▶ The task:
Write out exactly the lines of the entries below from the one holding "Generate a component" to the one holding "const goals = ['플랭크", inclusive, and leave out all other lines.

▶ Recorded information:
━━━━━━

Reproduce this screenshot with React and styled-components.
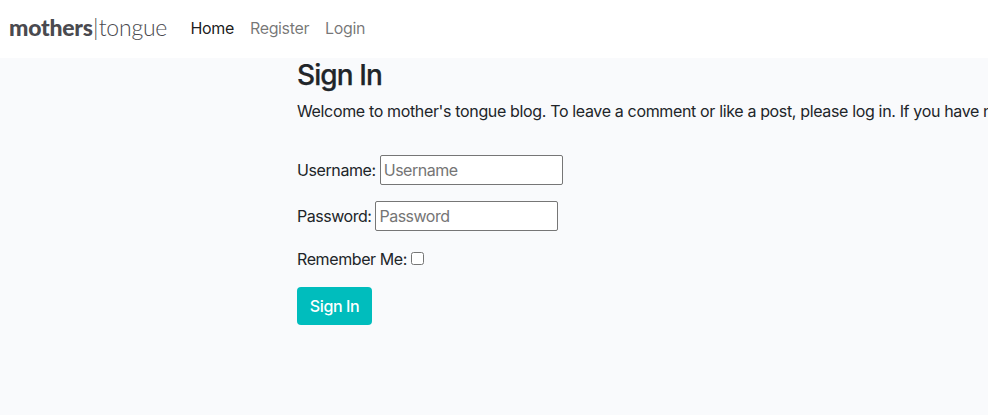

━━━━━━

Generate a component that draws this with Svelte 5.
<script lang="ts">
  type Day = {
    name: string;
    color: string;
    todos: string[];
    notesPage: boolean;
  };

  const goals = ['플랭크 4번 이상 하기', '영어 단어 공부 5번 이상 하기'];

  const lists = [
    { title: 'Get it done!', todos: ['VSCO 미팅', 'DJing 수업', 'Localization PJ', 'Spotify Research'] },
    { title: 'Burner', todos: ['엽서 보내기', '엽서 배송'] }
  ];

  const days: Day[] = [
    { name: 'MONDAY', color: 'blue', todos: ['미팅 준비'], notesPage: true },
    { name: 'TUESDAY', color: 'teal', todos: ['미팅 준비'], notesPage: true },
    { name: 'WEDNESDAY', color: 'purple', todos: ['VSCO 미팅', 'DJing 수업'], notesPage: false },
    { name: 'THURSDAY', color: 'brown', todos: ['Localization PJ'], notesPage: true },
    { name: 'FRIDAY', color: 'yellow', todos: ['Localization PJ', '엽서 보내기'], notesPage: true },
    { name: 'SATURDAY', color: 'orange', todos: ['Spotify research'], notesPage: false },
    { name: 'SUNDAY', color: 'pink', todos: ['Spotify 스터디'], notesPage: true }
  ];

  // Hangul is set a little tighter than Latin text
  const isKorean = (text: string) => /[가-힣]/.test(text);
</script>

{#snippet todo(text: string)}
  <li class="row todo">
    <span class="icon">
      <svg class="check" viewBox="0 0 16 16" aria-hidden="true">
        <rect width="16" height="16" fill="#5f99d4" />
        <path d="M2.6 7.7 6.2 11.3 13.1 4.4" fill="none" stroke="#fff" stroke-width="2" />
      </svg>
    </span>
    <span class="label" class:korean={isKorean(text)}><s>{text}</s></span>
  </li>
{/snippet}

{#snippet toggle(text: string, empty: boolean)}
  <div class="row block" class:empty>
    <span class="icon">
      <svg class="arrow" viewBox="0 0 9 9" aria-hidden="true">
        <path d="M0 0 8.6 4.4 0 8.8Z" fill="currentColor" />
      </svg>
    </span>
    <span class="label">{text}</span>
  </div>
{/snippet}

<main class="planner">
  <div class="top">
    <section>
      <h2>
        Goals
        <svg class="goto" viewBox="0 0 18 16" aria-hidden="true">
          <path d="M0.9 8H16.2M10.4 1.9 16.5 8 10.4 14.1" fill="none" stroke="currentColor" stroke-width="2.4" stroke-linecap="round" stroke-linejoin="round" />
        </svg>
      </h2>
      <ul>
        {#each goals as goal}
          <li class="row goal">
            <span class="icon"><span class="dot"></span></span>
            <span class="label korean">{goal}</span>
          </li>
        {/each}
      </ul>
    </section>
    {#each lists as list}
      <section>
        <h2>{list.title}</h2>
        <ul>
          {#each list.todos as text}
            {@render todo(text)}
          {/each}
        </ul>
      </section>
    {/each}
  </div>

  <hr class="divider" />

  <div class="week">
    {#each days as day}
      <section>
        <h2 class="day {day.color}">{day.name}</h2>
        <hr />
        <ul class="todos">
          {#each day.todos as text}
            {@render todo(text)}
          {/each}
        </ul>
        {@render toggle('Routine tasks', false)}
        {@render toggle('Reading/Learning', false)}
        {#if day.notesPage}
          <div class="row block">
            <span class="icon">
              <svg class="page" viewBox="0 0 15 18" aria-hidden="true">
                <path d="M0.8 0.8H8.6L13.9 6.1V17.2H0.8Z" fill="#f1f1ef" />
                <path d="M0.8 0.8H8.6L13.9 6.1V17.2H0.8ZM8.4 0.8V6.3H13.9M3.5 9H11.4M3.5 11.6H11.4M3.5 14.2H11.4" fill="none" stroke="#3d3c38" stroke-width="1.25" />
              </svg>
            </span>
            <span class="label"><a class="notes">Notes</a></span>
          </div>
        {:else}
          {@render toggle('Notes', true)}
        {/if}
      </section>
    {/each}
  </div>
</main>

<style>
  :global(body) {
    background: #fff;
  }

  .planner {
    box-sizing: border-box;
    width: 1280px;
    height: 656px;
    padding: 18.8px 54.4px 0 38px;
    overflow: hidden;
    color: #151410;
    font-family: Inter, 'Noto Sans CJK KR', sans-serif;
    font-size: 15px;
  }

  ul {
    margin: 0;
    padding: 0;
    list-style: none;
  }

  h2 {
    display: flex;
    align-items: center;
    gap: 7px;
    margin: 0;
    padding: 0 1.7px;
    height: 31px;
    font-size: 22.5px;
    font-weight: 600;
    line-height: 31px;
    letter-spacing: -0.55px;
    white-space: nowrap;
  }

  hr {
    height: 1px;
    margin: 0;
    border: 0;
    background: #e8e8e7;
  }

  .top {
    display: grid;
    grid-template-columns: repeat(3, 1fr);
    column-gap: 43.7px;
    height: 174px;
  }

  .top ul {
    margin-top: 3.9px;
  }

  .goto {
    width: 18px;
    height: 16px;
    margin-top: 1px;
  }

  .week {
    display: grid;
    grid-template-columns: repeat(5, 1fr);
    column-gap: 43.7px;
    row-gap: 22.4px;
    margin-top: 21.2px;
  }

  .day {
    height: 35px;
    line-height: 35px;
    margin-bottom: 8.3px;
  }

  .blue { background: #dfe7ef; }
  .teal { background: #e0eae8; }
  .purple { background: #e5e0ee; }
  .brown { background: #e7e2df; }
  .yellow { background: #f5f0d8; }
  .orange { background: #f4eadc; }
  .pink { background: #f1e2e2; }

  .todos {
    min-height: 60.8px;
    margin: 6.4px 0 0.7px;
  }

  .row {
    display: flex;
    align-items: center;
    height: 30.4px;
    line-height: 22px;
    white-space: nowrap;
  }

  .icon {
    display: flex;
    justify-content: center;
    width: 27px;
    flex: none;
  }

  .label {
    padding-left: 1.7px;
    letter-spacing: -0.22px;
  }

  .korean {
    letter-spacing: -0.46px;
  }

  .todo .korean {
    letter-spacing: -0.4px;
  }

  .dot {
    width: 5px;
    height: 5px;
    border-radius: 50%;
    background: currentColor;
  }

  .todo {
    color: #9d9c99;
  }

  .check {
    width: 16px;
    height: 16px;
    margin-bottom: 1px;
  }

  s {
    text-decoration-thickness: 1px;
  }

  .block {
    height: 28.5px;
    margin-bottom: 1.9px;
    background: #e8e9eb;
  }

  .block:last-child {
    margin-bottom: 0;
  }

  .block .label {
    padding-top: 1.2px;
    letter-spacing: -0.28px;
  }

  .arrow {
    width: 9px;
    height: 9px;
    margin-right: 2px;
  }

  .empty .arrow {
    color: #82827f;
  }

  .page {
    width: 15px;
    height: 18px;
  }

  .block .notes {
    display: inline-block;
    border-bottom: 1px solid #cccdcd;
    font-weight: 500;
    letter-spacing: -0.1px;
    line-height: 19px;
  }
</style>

━━━━━━

▶ Result below:
Generate a component that draws this with Svelte 5.
<script lang="ts">
  type Day = {
    name: string;
    color: string;
    todos: string[];
    notesPage: boolean;
  };

  const goals = ['플랭크 4번 이상 하기', '영어 단어 공부 5번 이상 하기'];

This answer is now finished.